— start of Collected material —

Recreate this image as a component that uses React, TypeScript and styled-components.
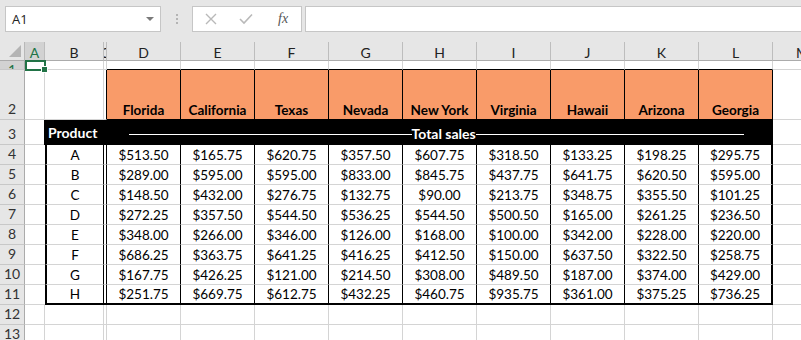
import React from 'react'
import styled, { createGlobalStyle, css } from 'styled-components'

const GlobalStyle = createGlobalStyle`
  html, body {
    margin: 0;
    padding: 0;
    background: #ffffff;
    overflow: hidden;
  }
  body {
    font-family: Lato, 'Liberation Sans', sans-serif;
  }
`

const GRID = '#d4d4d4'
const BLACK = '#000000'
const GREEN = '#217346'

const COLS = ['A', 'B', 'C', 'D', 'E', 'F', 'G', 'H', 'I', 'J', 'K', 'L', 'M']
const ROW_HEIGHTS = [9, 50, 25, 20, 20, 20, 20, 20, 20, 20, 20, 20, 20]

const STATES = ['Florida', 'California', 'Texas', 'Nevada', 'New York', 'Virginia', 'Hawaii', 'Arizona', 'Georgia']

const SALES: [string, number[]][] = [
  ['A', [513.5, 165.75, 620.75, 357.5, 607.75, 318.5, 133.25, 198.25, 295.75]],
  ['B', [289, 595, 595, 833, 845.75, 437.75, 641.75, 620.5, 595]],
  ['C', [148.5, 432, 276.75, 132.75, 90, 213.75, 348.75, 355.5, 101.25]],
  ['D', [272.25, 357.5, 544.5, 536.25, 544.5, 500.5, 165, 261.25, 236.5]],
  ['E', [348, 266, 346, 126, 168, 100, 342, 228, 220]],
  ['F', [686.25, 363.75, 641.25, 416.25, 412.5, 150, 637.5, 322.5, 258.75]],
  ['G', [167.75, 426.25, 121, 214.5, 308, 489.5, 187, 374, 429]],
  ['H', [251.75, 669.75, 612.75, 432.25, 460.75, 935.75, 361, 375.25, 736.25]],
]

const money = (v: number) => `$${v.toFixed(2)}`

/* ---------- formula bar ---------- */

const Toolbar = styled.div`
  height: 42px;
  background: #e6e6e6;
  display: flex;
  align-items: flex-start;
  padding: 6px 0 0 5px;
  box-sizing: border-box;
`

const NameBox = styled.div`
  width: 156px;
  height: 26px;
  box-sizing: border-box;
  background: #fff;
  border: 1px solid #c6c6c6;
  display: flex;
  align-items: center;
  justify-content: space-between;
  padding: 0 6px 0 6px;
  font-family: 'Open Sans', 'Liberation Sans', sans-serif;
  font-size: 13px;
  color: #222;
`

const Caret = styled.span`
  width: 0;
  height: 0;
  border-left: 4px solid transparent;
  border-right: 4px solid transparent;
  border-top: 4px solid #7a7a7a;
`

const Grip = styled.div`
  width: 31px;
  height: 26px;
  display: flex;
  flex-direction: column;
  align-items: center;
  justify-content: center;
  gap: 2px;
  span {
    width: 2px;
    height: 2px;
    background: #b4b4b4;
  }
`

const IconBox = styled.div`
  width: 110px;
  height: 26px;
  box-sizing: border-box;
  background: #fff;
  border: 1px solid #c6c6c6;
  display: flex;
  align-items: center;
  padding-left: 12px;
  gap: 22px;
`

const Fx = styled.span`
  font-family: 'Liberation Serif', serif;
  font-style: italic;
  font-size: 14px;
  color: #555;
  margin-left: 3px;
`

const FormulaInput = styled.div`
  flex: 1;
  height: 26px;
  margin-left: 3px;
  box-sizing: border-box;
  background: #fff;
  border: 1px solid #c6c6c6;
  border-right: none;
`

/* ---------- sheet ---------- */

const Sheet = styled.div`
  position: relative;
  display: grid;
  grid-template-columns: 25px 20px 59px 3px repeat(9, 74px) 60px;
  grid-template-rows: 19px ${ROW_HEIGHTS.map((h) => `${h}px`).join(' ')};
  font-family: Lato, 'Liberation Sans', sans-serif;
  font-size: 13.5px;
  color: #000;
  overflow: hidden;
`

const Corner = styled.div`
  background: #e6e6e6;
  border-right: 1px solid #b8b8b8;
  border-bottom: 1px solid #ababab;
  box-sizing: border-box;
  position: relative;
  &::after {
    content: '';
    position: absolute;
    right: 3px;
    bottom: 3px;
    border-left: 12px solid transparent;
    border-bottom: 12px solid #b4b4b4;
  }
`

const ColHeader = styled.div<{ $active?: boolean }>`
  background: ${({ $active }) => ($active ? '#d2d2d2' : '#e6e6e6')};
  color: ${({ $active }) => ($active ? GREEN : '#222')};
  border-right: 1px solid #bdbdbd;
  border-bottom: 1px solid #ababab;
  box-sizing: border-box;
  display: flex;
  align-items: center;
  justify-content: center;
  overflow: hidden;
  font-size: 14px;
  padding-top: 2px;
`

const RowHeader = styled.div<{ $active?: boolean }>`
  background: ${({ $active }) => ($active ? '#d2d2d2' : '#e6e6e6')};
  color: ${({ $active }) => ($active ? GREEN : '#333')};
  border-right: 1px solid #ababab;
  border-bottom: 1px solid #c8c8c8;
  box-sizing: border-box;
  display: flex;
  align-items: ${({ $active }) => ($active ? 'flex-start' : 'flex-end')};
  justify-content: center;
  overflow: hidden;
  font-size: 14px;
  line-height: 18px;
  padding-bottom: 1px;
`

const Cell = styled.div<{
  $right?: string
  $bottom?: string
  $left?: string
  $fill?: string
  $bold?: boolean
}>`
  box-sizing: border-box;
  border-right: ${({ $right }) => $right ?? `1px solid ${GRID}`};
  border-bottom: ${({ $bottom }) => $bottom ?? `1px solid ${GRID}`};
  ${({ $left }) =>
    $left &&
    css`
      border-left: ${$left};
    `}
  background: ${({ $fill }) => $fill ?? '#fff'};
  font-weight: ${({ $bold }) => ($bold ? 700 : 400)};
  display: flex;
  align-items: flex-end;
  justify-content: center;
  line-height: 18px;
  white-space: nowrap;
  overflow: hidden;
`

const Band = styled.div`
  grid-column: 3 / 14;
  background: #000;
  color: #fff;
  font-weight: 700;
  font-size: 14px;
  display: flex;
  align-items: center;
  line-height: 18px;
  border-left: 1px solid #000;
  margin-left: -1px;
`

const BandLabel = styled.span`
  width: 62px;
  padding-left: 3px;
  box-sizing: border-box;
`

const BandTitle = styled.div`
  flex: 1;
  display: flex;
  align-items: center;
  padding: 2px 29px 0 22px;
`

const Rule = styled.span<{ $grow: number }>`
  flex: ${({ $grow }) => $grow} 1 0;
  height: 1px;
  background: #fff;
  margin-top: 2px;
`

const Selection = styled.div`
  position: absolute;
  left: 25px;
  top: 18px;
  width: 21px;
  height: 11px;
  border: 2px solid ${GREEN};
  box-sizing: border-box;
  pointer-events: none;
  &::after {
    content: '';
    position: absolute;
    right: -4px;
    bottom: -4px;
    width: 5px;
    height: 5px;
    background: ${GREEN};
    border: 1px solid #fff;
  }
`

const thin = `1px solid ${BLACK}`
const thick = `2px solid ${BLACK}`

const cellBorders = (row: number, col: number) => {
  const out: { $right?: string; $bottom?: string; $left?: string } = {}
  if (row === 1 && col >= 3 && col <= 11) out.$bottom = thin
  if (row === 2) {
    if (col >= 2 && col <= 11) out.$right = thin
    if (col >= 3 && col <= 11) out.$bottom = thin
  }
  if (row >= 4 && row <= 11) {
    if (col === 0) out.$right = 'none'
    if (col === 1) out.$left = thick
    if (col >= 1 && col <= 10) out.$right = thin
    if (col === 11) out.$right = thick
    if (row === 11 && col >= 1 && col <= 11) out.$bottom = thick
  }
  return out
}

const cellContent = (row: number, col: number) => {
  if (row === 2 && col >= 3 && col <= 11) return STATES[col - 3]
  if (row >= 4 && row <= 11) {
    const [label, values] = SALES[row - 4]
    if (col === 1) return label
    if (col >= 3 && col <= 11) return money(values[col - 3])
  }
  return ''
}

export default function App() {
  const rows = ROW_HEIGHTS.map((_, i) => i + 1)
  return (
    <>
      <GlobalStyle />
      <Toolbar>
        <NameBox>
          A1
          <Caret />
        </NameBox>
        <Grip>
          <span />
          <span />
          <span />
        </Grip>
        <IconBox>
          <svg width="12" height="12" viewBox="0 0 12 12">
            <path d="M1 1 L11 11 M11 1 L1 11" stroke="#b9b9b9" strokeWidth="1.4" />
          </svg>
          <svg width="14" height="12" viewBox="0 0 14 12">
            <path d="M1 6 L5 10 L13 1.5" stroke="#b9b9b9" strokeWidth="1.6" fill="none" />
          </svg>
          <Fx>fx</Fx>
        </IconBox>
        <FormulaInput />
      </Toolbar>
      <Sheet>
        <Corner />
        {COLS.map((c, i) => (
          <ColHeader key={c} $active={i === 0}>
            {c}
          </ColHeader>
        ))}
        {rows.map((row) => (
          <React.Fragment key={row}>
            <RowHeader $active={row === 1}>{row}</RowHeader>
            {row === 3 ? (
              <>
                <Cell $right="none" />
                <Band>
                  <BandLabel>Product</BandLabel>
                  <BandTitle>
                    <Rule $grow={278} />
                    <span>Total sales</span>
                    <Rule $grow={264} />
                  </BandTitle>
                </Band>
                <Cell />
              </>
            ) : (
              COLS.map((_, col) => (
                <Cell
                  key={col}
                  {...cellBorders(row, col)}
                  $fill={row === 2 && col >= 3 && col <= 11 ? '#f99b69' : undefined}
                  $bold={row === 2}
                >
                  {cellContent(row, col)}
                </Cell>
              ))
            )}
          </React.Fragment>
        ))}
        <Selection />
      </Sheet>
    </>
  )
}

— end of Collected material —

Written instruction:
Go from the first line of the listing to the line holding "const STATES = ['Florida', 'California', 'Texas', 'Nevada', 'New" and, please, transcribe those lines exactly, both included, with no pictures.

Answer:
Recreate this image as a component that uses React, TypeScript and styled-components.
import React from 'react'
import styled, { createGlobalStyle, css } from 'styled-components'

const GlobalStyle = createGlobalStyle`
  html, body {
    margin: 0;
    padding: 0;
    background: #ffffff;
    overflow: hidden;
  }
  body {
    font-family: Lato, 'Liberation Sans', sans-serif;
  }
`

const GRID = '#d4d4d4'
const BLACK = '#000000'
const GREEN = '#217346'

const COLS = ['A', 'B', 'C', 'D', 'E', 'F', 'G', 'H', 'I', 'J', 'K', 'L', 'M']
const ROW_HEIGHTS = [9, 50, 25, 20, 20, 20, 20, 20, 20, 20, 20, 20, 20]

const STATES = ['Florida', 'California', 'Texas', 'Nevada', 'New York', 'Virginia', 'Hawaii', 'Arizona', 'Georgia']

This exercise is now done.